The ideal Colorado SP would have a heavy sinking FB in the mid-90s, a fading change up in the mid-80s, and a slider or splitter. A great curve is a waste in Coors field as Darryl Kile showed us.

Andrew T. Fisher
Guest
Andrew T. Fisher
3 years 1 month ago

Worth noting Kile was entirely pre-humidor. Curves are still functional pitches at Coors with the humidor. They are just less effective than they would be at sea level.

Dan Rozenson
Guest
3 years 1 month ago

Not only are they less effective in Coors, they lose effectiveness more than any other pitch type. Even with the humidor, and even with steroids testing, Kile wouldn’t have been the same pitcher at Coors that he was in Houston and St. Louis.

Tommy
Guest
Tommy
3 years 1 month ago

no pitcher is going to be as good in Colorado as he is in STL, Ubaldo threw in the high 90s with a 4-5 pitch mix and managed a 3.38 ERA over 300ip there 2008-10. Chacin is second only to Ubaldo in franchise history for effectiveness.

Boomer
Guest
Boomer
3 years 1 month ago

I remember back in 1992 before Colorado got the Rockies…a buddy and I went on a road trip to Kansas City…we played catch before one of the games and just throwing my typical curve ball was like “where on earth did that pitch come from?” I threw it with the same velocity and follow through that I’d throw in Colorado at 4500′ – 5000′ in elevation and get a little break…I thought I ought to go to a tryout camp at a lower elevation and for sure I’d make the major leagues. (Yea, I know…in my dreams)

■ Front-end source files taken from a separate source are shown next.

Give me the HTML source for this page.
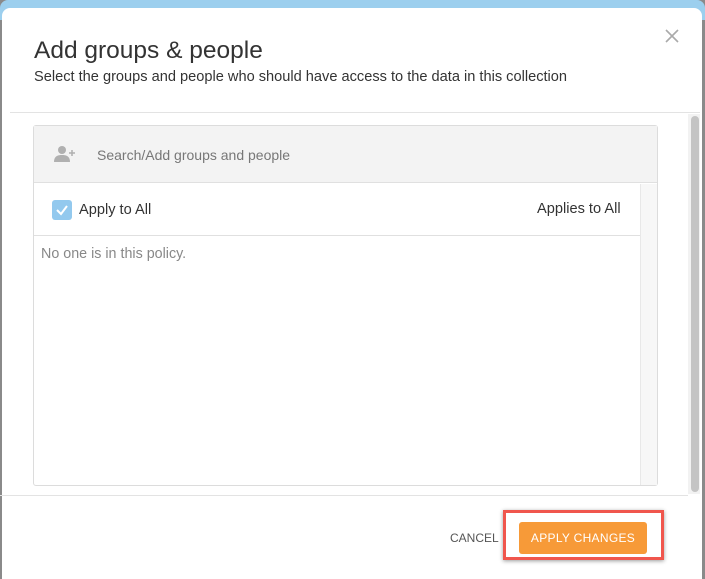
<!DOCTYPE html>
<html><head><style>
*{margin:0;padding:0;box-sizing:border-box}
html,body{width:705px;height:579px;overflow:hidden}
body{background:#8a8a8a;font-family:"Liberation Sans",sans-serif;position:relative}
.top{position:absolute;left:0;top:0;width:705px;height:20px;background:#9ccfee;border-radius:8px 8px 0 0}
.modal{position:absolute;left:2px;top:8px;width:700px;height:571px;background:#fff;border-radius:8px 8px 0 0}
.abs{position:absolute;white-space:nowrap}
</style></head><body>
<div class="top"></div>
<div class="modal"></div>
<div class="abs" style="left:34px;top:37px;font-size:24.5px;font-weight:300;color:#333">Add groups &amp; people</div>
<div class="abs" style="left:34px;top:69px;font-size:14.6px;color:#333">Select the groups and people who should have access to the data in this collection</div>
<svg class="abs" style="left:664px;top:28px" width="16" height="16"><path d="M2 2L14 14M14 2L2 14" stroke="#aaa" stroke-width="1.6"/></svg>
<div class="abs" style="left:10px;top:112px;width:690px;height:1px;background:#e3e3e3"></div>
<div class="abs" style="left:688px;top:114px;width:12px;height:380px;background:#f2f2f2"></div>
<div class="abs" style="left:691px;top:116px;width:8px;height:376px;background:#c4c4c4;border-radius:4px"></div>
<div class="abs" style="left:33px;top:125px;width:625px;height:361px;border:1px solid #dcdcdc;border-radius:3px;background:#fff"></div>
<div class="abs" style="left:34px;top:126px;width:623px;height:57px;background:#f3f3f3;border-bottom:1px solid #e0e0e0"></div>
<svg class="abs" style="left:54px;top:145px" width="24" height="18"><circle cx="8" cy="5" r="4" fill="#b0b0b0"/><path d="M0 17C0 11 4 10 8 10C12 10 16 11 16 17Z" fill="#b0b0b0"/><path d="M18 5V11M15 8H21" stroke="#b0b0b0" stroke-width="1.5"/></svg>
<div class="abs" style="left:97px;top:147px;font-size:14px;color:#777">Search/Add groups and people</div>
<div class="abs" style="left:640px;top:184px;width:17px;height:301px;background:#f7f7f7;border-left:1px solid #e8e8e8"></div>
<div class="abs" style="left:34px;top:235px;width:606px;height:1px;background:#e0e0e0"></div>
<div class="abs" style="left:52px;top:200px;width:20px;height:20px;background:#93c9ee;border-radius:3px"></div>
<svg class="abs" style="left:52px;top:200px" width="20" height="20"><path d="M5 10L9 14L15 6" stroke="#fff" stroke-width="2" fill="none"/></svg>
<div class="abs" style="left:79px;top:202px;font-size:14.6px;color:#333">Apply to All</div>
<div class="abs" style="left:537px;top:201px;font-size:14.6px;color:#333">Applies to All</div>
<div class="abs" style="left:41px;top:246px;font-size:14.3px;color:#888">No one is in this policy.</div>
<div class="abs" style="left:0px;top:495px;width:688px;height:1px;background:#e3e3e3"></div>
<div class="abs" style="left:450px;top:531px;font-size:12px;color:#555;letter-spacing:0px">CANCEL</div>
<div class="abs" style="left:503px;top:510px;width:161px;height:50px;border:3px solid #f0564d;box-shadow:0 1px 4px rgba(0,0,0,.4)"></div>
<div class="abs" style="left:519px;top:522px;width:128px;height:32px;background:#f79a38;border-radius:3px;color:#fff;font-size:12px;letter-spacing:0.3px;text-align:center;line-height:32px">APPLY CHANGES</div>
</body></html>
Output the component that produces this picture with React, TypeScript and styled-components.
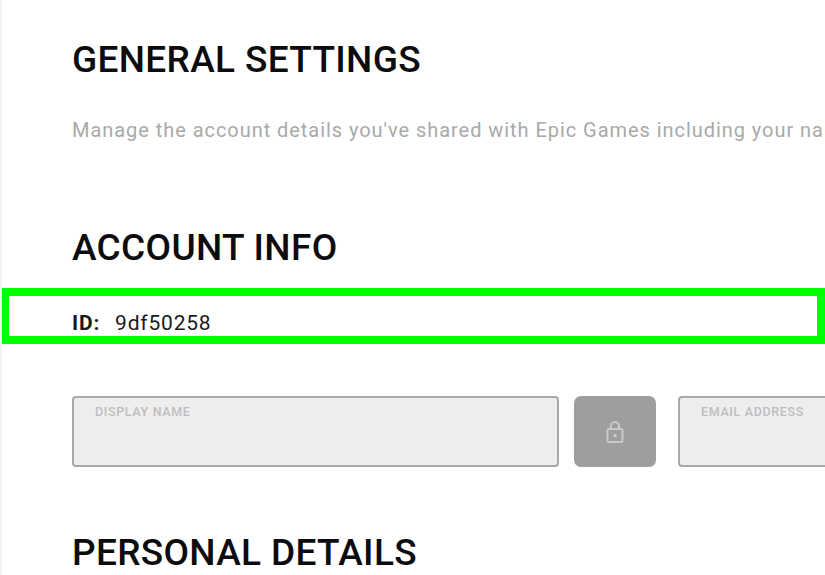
import React from 'react';
import styled, { createGlobalStyle } from 'styled-components';

const GlobalStyle = createGlobalStyle`
  html, body {
    margin: 0;
    padding: 0;
    background: #ffffff;
    overflow: hidden;
  }
`;

const Page = styled.div`
  position: relative;
  width: 825px;
  height: 575px;
  overflow: hidden;
  box-sizing: border-box;
  border-left: 2px solid #f2f2f2;
  padding: 39px 0 0 70px;
  font-family: Roboto, "Liberation Sans", sans-serif;
`;

const Heading = styled.h2`
  margin: 0;
  font-size: 37px;
  line-height: 41px;
  font-weight: 500;
  letter-spacing: 0.33px;
  color: #0c0c0e;
  white-space: nowrap;
`;

const Intro = styled.p`
  margin: 38px 0 0;
  font-size: 20px;
  line-height: 24px;
  letter-spacing: 0.95px;
  color: #a9a9a9;
  white-space: nowrap;
`;

const AccountHeading = styled(Heading)`
  margin-top: 85px;
`;

const IdRow = styled.div`
  display: flex;
  gap: 15px;
  margin-top: 43px;
  font-size: 21px;
  line-height: 24px;
  letter-spacing: 0.8px;
  color: #1a1a20;
`;

const IdLabel = styled.span`
  font-weight: 700;
`;

const Fields = styled.div`
  display: flex;
  gap: 18px;
  margin-top: 61px;
`;

const Field = styled.div<{ $width: number }>`
  flex: none;
  box-sizing: border-box;
  width: ${(p) => p.$width}px;
  height: 71px;
  padding: 6px 21px;
  background: #eeeeee;
  border: 2px solid #a8a8a8;
  border-radius: 4px;
  font-size: 12.5px;
  line-height: 15px;
  font-weight: 500;
  letter-spacing: 0.65px;
  color: #bdbdbd;
  white-space: nowrap;
`;

const LockButton = styled.div`
  flex: none;
  display: flex;
  align-items: center;
  justify-content: center;
  width: 82px;
  height: 71px;
  margin-left: -3px;
  margin-right: 4px;
  border-radius: 7px;
  background: #9e9e9e;
`;

const SectionHeading = styled(Heading)`
  margin-top: 65px;
`;

const Highlight = styled.div`
  position: absolute;
  left: -1px;
  top: 288px;
  width: 824px;
  height: 56px;
  box-sizing: border-box;
  border: 8px solid #00ff00;
  pointer-events: none;
`;

const App: React.FC = () => {
  return (
    <>
      <GlobalStyle />
      <Page>
        <Heading>GENERAL SETTINGS</Heading>
        <Intro>Manage the account details you've shared with Epic Games including your name</Intro>
        <AccountHeading>ACCOUNT INFO</AccountHeading>
        <IdRow>
          <IdLabel>ID:</IdLabel>
          <span>9df50258</span>
        </IdRow>
        <Fields>
          <Field $width={487}>DISPLAY NAME</Field>
          <LockButton>
            <svg width="18" height="24" viewBox="0 0 18 24" fill="none" stroke="#c9c9c9" strokeWidth="2">
              <path d="M5 9V6a4 4 0 0 1 8 0v3" />
              <rect x="1.5" y="9" width="15" height="13" rx="1.5" />
              <rect x="7.5" y="14" width="3" height="3" fill="#c9c9c9" stroke="none" />
            </svg>
          </LockButton>
          <Field $width={300}>EMAIL ADDRESS</Field>
        </Fields>
        <SectionHeading>PERSONAL DETAILS</SectionHeading>
        <Highlight />
      </Page>
    </>
  );
};

export default App;
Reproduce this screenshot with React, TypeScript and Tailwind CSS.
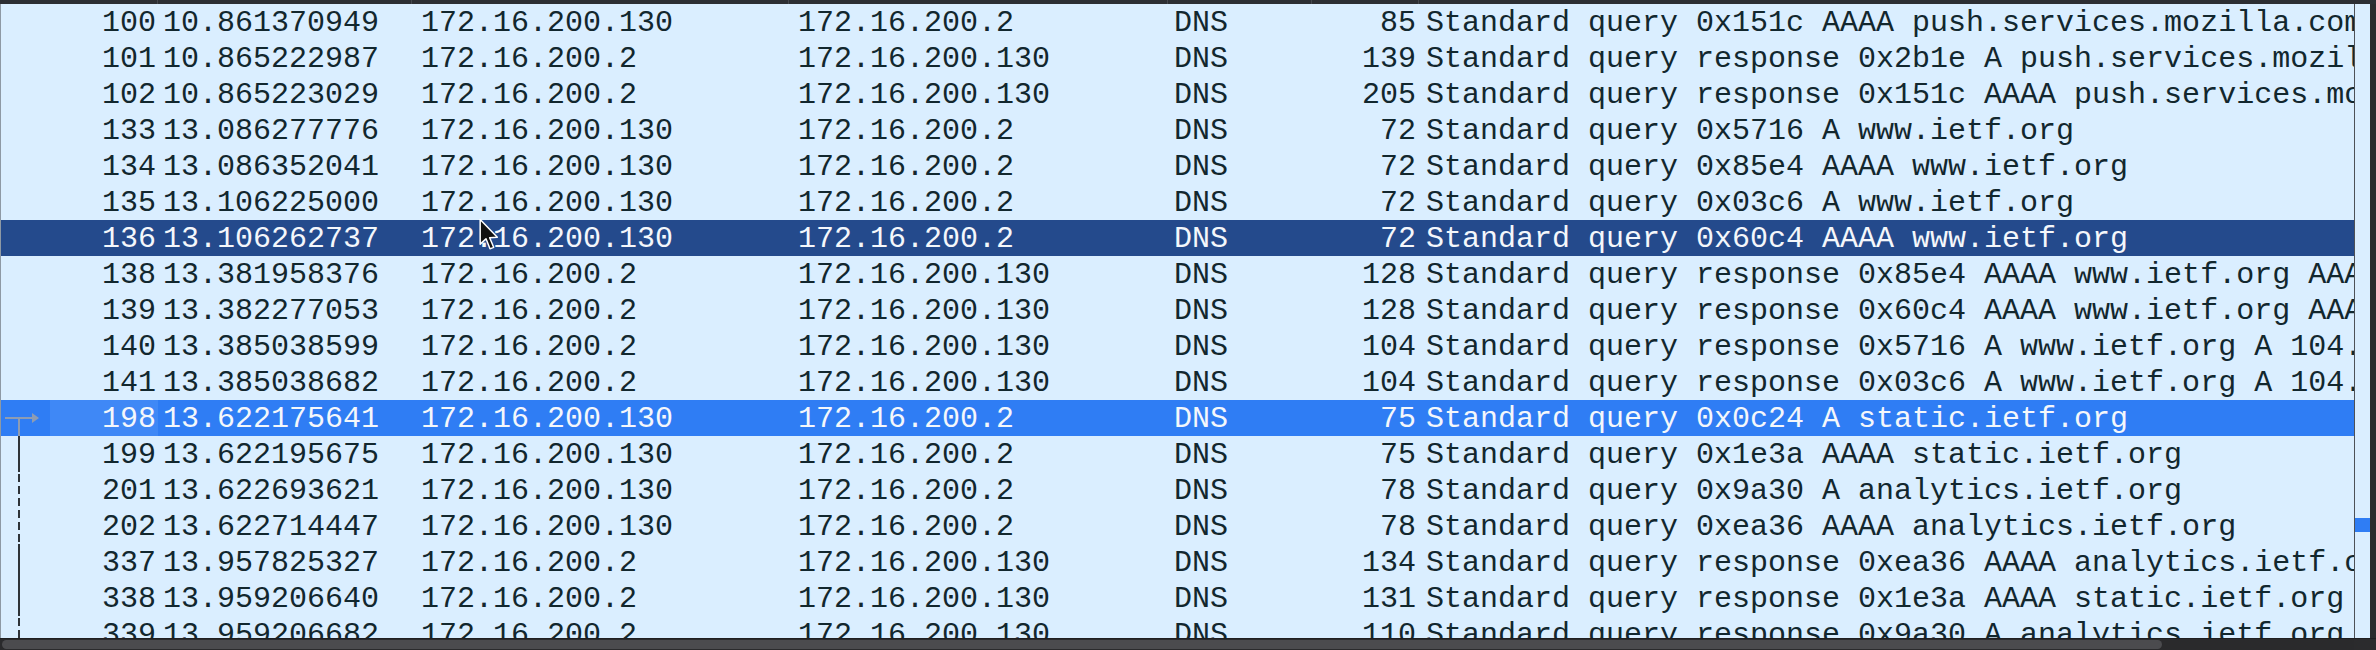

Billy Swift, Brett Saberhagen, Mike Hampton, Darryl Kile, Aaron Cook…Good to above average pitchers at sea level – but at the mile high rarefied air of Coors Field – just average.

Greg Maddux – average at Coors Field (maybe one game that he pitched great, all the rest he got some wins, but his ERA took a beating), and this was when he was winning the Cy Youngs.

The best ones at elevation are the pitcthers that change speeds effectively and get the hitters timing off and out on their front foot…they are the ones who win at Coors Field. Hideo Nomo is the only one to have a no-hitter at Coors and that night he effectively changed speeds and the weather helped him out as it was damp and dreary that night.